Set down the material below word for word, excluding the pictures.

---------- Data section

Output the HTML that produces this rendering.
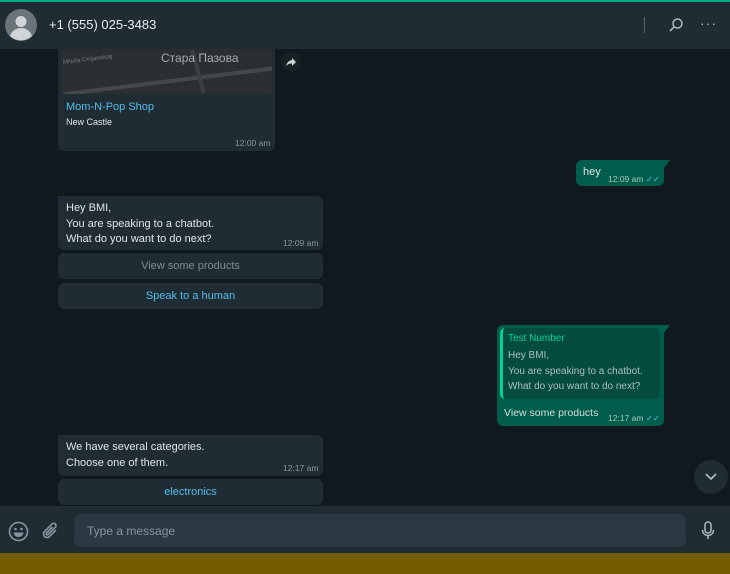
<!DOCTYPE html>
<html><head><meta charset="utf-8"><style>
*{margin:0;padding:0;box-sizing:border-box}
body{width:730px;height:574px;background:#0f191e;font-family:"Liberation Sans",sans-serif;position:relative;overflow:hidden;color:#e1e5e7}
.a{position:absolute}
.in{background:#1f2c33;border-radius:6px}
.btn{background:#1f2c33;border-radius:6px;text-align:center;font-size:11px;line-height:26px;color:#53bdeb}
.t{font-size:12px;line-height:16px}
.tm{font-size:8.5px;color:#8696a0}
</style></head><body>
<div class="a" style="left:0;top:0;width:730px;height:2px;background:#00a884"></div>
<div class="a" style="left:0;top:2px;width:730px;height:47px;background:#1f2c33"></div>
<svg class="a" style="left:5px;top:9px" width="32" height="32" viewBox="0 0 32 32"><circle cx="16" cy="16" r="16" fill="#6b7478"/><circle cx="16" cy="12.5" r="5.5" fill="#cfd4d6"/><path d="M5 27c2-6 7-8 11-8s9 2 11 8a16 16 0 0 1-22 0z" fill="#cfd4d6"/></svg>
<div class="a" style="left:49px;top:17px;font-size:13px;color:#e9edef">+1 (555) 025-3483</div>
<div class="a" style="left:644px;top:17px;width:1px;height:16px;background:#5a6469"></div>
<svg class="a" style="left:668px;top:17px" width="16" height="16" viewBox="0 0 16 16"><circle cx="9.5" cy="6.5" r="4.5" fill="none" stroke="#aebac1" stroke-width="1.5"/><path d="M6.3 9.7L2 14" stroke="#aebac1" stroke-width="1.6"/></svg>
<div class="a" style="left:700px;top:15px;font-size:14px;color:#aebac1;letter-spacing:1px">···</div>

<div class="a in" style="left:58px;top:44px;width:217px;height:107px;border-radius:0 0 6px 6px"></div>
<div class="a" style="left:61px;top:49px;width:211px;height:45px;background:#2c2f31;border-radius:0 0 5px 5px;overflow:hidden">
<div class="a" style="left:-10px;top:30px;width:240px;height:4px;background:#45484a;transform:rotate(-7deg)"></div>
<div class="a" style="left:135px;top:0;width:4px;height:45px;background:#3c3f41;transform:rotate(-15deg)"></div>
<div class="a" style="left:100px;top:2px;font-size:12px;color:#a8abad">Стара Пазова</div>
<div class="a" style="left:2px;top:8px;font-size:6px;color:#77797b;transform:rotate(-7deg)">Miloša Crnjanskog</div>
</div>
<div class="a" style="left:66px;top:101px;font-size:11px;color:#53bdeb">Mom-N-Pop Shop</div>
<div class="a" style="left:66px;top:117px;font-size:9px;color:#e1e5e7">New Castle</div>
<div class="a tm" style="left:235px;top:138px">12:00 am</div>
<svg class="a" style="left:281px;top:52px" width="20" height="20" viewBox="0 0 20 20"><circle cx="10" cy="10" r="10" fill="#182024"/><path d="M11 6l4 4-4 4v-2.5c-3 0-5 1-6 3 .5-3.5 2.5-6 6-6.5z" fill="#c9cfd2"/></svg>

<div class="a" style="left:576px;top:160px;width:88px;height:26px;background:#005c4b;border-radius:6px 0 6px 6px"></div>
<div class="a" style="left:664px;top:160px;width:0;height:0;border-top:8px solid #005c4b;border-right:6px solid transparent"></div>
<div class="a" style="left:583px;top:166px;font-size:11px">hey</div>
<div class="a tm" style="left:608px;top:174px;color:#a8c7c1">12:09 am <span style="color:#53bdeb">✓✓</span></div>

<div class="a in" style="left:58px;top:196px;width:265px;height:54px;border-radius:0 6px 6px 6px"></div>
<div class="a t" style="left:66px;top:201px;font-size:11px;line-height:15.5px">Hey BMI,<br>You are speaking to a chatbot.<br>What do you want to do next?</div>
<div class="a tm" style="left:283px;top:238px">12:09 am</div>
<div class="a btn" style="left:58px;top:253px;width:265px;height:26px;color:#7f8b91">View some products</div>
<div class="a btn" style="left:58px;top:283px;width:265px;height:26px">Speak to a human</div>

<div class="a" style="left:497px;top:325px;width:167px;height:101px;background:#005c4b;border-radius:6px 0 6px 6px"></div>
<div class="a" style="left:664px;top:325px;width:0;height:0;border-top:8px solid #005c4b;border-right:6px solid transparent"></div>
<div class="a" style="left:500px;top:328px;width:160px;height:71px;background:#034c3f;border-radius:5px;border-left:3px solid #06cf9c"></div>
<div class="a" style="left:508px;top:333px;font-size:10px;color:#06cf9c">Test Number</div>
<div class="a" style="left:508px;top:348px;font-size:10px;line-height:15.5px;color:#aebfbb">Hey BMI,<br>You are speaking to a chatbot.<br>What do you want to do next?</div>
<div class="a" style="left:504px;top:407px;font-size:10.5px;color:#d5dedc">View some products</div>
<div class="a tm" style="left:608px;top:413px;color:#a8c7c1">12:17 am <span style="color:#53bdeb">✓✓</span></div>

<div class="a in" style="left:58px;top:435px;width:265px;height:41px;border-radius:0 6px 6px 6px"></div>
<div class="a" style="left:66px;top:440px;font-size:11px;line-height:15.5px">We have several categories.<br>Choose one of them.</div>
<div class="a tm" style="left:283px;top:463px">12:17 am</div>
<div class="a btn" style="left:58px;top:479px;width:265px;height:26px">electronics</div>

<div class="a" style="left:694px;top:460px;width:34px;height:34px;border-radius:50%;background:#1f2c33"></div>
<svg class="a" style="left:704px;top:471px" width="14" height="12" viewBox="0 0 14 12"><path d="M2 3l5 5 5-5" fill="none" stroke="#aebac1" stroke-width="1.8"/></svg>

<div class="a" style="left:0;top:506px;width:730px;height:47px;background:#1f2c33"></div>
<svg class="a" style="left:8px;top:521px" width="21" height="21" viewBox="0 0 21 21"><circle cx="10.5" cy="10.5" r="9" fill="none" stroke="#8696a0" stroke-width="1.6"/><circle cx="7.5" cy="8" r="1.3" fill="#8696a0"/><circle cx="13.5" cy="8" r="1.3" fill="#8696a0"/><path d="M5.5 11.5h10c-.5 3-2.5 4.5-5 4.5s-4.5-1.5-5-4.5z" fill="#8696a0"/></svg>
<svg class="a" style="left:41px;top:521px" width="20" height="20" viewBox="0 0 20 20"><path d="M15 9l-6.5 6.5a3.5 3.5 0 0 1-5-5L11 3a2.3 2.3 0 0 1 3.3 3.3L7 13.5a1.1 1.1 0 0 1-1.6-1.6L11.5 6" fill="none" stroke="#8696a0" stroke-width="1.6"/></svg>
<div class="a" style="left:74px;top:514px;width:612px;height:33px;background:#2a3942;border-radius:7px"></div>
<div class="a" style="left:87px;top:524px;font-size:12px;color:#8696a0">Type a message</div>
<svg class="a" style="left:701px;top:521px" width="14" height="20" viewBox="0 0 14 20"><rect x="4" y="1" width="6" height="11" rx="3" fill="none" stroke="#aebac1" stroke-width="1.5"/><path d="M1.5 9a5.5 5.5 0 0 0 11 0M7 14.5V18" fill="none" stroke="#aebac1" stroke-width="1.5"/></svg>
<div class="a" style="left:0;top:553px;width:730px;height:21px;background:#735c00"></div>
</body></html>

--------------------

Exercise output:
Output the HTML that produces this rendering.
<!DOCTYPE html>
<html><head><meta charset="utf-8"><style>
*{margin:0;padding:0;box-sizing:border-box}
body{width:730px;height:574px;background:#0f191e;font-family:"Liberation Sans",sans-serif;position:relative;overflow:hidden;color:#e1e5e7}
.a{position:absolute}
.in{background:#1f2c33;border-radius:6px}
.btn{background:#1f2c33;border-radius:6px;text-align:center;font-size:11px;line-height:26px;color:#53bdeb}
.t{font-size:12px;line-height:16px}
.tm{font-size:8.5px;color:#8696a0}
</style></head><body>
<div class="a" style="left:0;top:0;width:730px;height:2px;background:#00a884"></div>
<div class="a" style="left:0;top:2px;width:730px;height:47px;background:#1f2c33"></div>
<svg class="a" style="left:5px;top:9px" width="32" height="32" viewBox="0 0 32 32"><circle cx="16" cy="16" r="16" fill="#6b7478"/><circle cx="16" cy="12.5" r="5.5" fill="#cfd4d6"/><path d="M5 27c2-6 7-8 11-8s9 2 11 8a16 16 0 0 1-22 0z" fill="#cfd4d6"/></svg>
<div class="a" style="left:49px;top:17px;font-size:13px;color:#e9edef">+1 (555) 025-3483</div>
<div class="a" style="left:644px;top:17px;width:1px;height:16px;background:#5a6469"></div>
<svg class="a" style="left:668px;top:17px" width="16" height="16" viewBox="0 0 16 16"><circle cx="9.5" cy="6.5" r="4.5" fill="none" stroke="#aebac1" stroke-width="1.5"/><path d="M6.3 9.7L2 14" stroke="#aebac1" stroke-width="1.6"/></svg>
<div class="a" style="left:700px;top:15px;font-size:14px;color:#aebac1;letter-spacing:1px">···</div>

<div class="a in" style="left:58px;top:44px;width:217px;height:107px;border-radius:0 0 6px 6px"></div>
<div class="a" style="left:61px;top:49px;width:211px;height:45px;background:#2c2f31;border-radius:0 0 5px 5px;overflow:hidden">
<div class="a" style="left:-10px;top:30px;width:240px;height:4px;background:#45484a;transform:rotate(-7deg)"></div>
<div class="a" style="left:135px;top:0;width:4px;height:45px;background:#3c3f41;transform:rotate(-15deg)"></div>
<div class="a" style="left:100px;top:2px;font-size:12px;color:#a8abad">Стара Пазова</div>
<div class="a" style="left:2px;top:8px;font-size:6px;color:#77797b;transform:rotate(-7deg)">Miloša Crnjanskog</div>
</div>
<div class="a" style="left:66px;top:101px;font-size:11px;color:#53bdeb">Mom-N-Pop Shop</div>
<div class="a" style="left:66px;top:117px;font-size:9px;color:#e1e5e7">New Castle</div>
<div class="a tm" style="left:235px;top:138px">12:00 am</div>
<svg class="a" style="left:281px;top:52px" width="20" height="20" viewBox="0 0 20 20"><circle cx="10" cy="10" r="10" fill="#182024"/><path d="M11 6l4 4-4 4v-2.5c-3 0-5 1-6 3 .5-3.5 2.5-6 6-6.5z" fill="#c9cfd2"/></svg>

<div class="a" style="left:576px;top:160px;width:88px;height:26px;background:#005c4b;border-radius:6px 0 6px 6px"></div>
<div class="a" style="left:664px;top:160px;width:0;height:0;border-top:8px solid #005c4b;border-right:6px solid transparent"></div>
<div class="a" style="left:583px;top:166px;font-size:11px">hey</div>
<div class="a tm" style="left:608px;top:174px;color:#a8c7c1">12:09 am <span style="color:#53bdeb">✓✓</span></div>

<div class="a in" style="left:58px;top:196px;width:265px;height:54px;border-radius:0 6px 6px 6px"></div>
<div class="a t" style="left:66px;top:201px;font-size:11px;line-height:15.5px">Hey BMI,<br>You are speaking to a chatbot.<br>What do you want to do next?</div>
<div class="a tm" style="left:283px;top:238px">12:09 am</div>
<div class="a btn" style="left:58px;top:253px;width:265px;height:26px;color:#7f8b91">View some products</div>
<div class="a btn" style="left:58px;top:283px;width:265px;height:26px">Speak to a human</div>

<div class="a" style="left:497px;top:325px;width:167px;height:101px;background:#005c4b;border-radius:6px 0 6px 6px"></div>
<div class="a" style="left:664px;top:325px;width:0;height:0;border-top:8px solid #005c4b;border-right:6px solid transparent"></div>
<div class="a" style="left:500px;top:328px;width:160px;height:71px;background:#034c3f;border-radius:5px;border-left:3px solid #06cf9c"></div>
<div class="a" style="left:508px;top:333px;font-size:10px;color:#06cf9c">Test Number</div>
<div class="a" style="left:508px;top:348px;font-size:10px;line-height:15.5px;color:#aebfbb">Hey BMI,<br>You are speaking to a chatbot.<br>What do you want to do next?</div>
<div class="a" style="left:504px;top:407px;font-size:10.5px;color:#d5dedc">View some products</div>
<div class="a tm" style="left:608px;top:413px;color:#a8c7c1">12:17 am <span style="color:#53bdeb">✓✓</span></div>

<div class="a in" style="left:58px;top:435px;width:265px;height:41px;border-radius:0 6px 6px 6px"></div>
<div class="a" style="left:66px;top:440px;font-size:11px;line-height:15.5px">We have several categories.<br>Choose one of them.</div>
<div class="a tm" style="left:283px;top:463px">12:17 am</div>
<div class="a btn" style="left:58px;top:479px;width:265px;height:26px">electronics</div>

<div class="a" style="left:694px;top:460px;width:34px;height:34px;border-radius:50%;background:#1f2c33"></div>
<svg class="a" style="left:704px;top:471px" width="14" height="12" viewBox="0 0 14 12"><path d="M2 3l5 5 5-5" fill="none" stroke="#aebac1" stroke-width="1.8"/></svg>

<div class="a" style="left:0;top:506px;width:730px;height:47px;background:#1f2c33"></div>
<svg class="a" style="left:8px;top:521px" width="21" height="21" viewBox="0 0 21 21"><circle cx="10.5" cy="10.5" r="9" fill="none" stroke="#8696a0" stroke-width="1.6"/><circle cx="7.5" cy="8" r="1.3" fill="#8696a0"/><circle cx="13.5" cy="8" r="1.3" fill="#8696a0"/><path d="M5.5 11.5h10c-.5 3-2.5 4.5-5 4.5s-4.5-1.5-5-4.5z" fill="#8696a0"/></svg>
<svg class="a" style="left:41px;top:521px" width="20" height="20" viewBox="0 0 20 20"><path d="M15 9l-6.5 6.5a3.5 3.5 0 0 1-5-5L11 3a2.3 2.3 0 0 1 3.3 3.3L7 13.5a1.1 1.1 0 0 1-1.6-1.6L11.5 6" fill="none" stroke="#8696a0" stroke-width="1.6"/></svg>
<div class="a" style="left:74px;top:514px;width:612px;height:33px;background:#2a3942;border-radius:7px"></div>
<div class="a" style="left:87px;top:524px;font-size:12px;color:#8696a0">Type a message</div>
<svg class="a" style="left:701px;top:521px" width="14" height="20" viewBox="0 0 14 20"><rect x="4" y="1" width="6" height="11" rx="3" fill="none" stroke="#aebac1" stroke-width="1.5"/><path d="M1.5 9a5.5 5.5 0 0 0 11 0M7 14.5V18" fill="none" stroke="#aebac1" stroke-width="1.5"/></svg>
<div class="a" style="left:0;top:553px;width:730px;height:21px;background:#735c00"></div>
</body></html>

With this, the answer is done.